■ **Problem**
Pull out every line below containing the word "this".

··· Record list ···

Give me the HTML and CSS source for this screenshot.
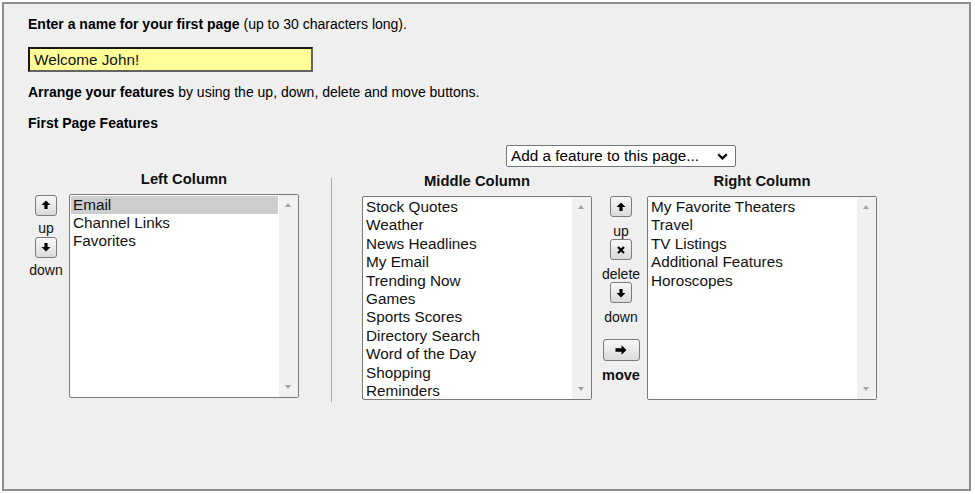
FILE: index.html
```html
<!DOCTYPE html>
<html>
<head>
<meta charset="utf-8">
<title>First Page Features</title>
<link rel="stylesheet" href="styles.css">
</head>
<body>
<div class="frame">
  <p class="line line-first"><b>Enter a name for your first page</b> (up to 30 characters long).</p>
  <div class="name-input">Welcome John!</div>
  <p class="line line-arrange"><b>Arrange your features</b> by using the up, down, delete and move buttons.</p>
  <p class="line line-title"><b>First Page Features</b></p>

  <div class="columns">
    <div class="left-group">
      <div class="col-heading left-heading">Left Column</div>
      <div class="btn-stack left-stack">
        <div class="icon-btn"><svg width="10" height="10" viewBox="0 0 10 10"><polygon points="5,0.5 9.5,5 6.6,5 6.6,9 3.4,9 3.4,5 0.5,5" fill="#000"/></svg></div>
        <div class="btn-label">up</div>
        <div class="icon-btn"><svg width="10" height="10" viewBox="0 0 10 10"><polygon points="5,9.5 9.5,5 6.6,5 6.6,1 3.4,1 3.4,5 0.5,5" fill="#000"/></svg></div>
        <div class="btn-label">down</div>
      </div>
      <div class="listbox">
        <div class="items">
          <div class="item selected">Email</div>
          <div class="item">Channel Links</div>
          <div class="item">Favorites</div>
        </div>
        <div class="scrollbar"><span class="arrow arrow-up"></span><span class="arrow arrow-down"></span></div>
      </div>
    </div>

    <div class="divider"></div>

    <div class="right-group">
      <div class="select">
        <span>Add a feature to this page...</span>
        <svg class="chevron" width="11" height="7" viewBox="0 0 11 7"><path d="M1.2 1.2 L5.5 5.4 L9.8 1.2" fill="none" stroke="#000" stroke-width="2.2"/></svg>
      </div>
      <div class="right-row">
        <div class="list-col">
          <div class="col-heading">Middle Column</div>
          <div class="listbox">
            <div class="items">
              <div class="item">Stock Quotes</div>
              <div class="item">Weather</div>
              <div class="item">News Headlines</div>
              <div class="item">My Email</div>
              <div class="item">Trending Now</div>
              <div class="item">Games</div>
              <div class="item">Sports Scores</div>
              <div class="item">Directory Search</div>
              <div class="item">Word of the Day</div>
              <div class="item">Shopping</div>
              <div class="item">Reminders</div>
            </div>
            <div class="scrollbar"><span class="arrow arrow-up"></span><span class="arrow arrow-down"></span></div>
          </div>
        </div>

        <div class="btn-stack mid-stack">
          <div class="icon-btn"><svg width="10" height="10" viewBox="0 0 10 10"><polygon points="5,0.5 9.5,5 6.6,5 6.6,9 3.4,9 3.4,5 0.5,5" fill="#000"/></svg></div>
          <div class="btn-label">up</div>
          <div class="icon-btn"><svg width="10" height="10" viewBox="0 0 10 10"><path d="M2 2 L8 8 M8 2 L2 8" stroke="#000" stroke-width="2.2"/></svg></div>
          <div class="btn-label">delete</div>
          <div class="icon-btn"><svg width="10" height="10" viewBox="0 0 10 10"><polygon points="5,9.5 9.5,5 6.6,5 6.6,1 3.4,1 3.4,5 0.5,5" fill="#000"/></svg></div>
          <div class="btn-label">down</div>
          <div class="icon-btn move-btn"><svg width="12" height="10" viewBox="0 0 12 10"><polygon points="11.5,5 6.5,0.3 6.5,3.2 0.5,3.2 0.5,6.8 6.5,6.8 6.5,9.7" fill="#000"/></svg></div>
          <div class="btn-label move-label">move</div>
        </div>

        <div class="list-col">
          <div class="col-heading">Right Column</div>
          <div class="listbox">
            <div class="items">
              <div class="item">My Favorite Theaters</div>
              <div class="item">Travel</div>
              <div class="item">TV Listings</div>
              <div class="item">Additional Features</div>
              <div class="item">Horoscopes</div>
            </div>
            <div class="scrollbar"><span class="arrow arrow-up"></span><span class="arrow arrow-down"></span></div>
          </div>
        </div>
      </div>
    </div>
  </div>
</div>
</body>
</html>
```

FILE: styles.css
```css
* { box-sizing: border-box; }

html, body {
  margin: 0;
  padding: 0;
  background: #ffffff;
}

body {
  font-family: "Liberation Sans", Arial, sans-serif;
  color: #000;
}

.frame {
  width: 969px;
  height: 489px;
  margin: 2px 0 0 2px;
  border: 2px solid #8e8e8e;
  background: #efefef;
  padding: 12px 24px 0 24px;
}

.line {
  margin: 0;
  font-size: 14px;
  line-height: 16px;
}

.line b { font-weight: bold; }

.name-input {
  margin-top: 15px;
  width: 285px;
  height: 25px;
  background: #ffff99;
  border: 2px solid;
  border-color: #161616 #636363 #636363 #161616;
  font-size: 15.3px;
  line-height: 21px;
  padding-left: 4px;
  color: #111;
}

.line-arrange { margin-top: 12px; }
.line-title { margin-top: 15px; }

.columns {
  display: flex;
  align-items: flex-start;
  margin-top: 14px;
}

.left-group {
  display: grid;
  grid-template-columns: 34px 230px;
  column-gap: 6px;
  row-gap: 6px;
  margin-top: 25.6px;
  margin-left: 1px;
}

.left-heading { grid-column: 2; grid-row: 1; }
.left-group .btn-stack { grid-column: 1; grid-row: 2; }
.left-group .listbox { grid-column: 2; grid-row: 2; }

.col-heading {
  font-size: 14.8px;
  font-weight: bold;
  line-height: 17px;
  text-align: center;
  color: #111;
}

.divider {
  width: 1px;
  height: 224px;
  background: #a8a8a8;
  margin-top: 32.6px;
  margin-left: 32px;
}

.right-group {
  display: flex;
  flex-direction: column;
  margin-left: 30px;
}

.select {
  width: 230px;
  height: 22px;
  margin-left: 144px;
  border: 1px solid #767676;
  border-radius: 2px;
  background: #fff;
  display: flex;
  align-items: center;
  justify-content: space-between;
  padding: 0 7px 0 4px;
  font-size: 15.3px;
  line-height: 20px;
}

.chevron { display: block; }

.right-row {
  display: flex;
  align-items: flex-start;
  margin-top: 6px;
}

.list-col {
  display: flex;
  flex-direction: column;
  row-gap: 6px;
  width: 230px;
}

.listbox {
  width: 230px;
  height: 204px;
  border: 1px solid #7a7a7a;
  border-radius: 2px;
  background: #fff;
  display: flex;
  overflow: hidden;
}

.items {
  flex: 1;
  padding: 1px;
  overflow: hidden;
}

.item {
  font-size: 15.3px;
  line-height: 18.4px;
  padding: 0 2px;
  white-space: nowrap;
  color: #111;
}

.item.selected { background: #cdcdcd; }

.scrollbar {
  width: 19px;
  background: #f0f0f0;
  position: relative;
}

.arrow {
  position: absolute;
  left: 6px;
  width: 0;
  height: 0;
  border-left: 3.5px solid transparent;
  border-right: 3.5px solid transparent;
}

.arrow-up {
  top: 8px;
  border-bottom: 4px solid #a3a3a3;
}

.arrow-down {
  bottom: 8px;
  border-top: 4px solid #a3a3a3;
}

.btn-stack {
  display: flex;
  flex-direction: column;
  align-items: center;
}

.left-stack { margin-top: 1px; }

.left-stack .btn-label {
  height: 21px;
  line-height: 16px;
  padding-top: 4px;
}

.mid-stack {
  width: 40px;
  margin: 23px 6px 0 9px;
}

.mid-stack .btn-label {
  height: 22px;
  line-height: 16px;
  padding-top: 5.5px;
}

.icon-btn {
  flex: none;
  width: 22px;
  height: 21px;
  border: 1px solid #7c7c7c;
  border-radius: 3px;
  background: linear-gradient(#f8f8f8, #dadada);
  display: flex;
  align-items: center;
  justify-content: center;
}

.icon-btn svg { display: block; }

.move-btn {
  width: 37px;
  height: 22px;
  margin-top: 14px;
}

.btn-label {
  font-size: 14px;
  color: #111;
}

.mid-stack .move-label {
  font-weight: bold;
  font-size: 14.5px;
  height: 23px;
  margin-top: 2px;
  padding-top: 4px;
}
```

···
··· Record list ···

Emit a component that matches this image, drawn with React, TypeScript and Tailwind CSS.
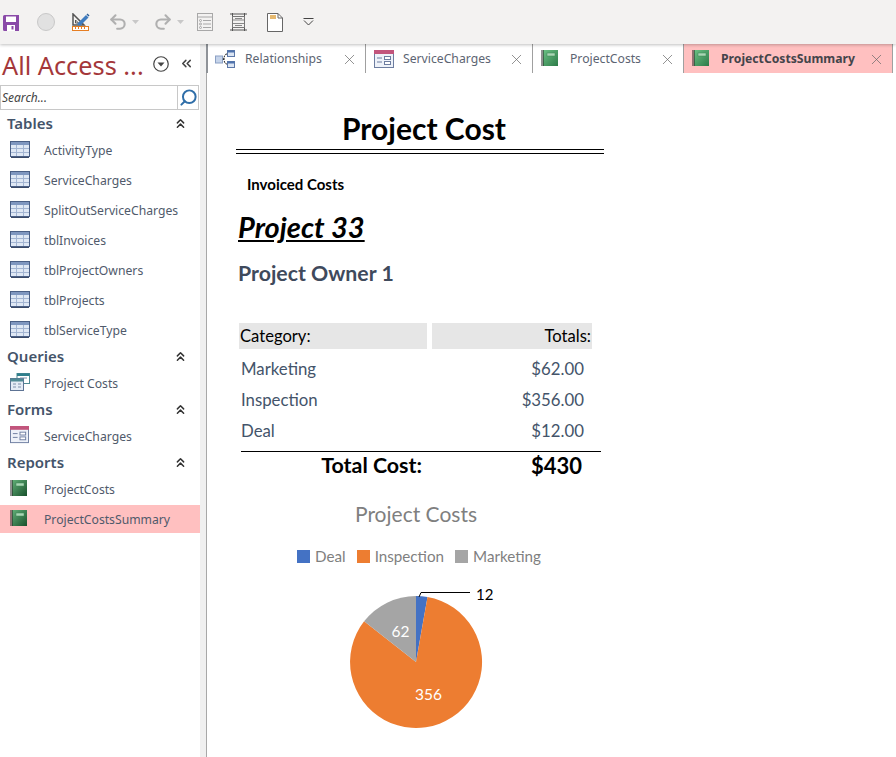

···

■ **Written solution**
Give me the HTML and CSS source for this screenshot.
        <span>Add a feature to this page...</span>
Emit a component that matches this image, drawn with React, TypeScript and Tailwind CSS.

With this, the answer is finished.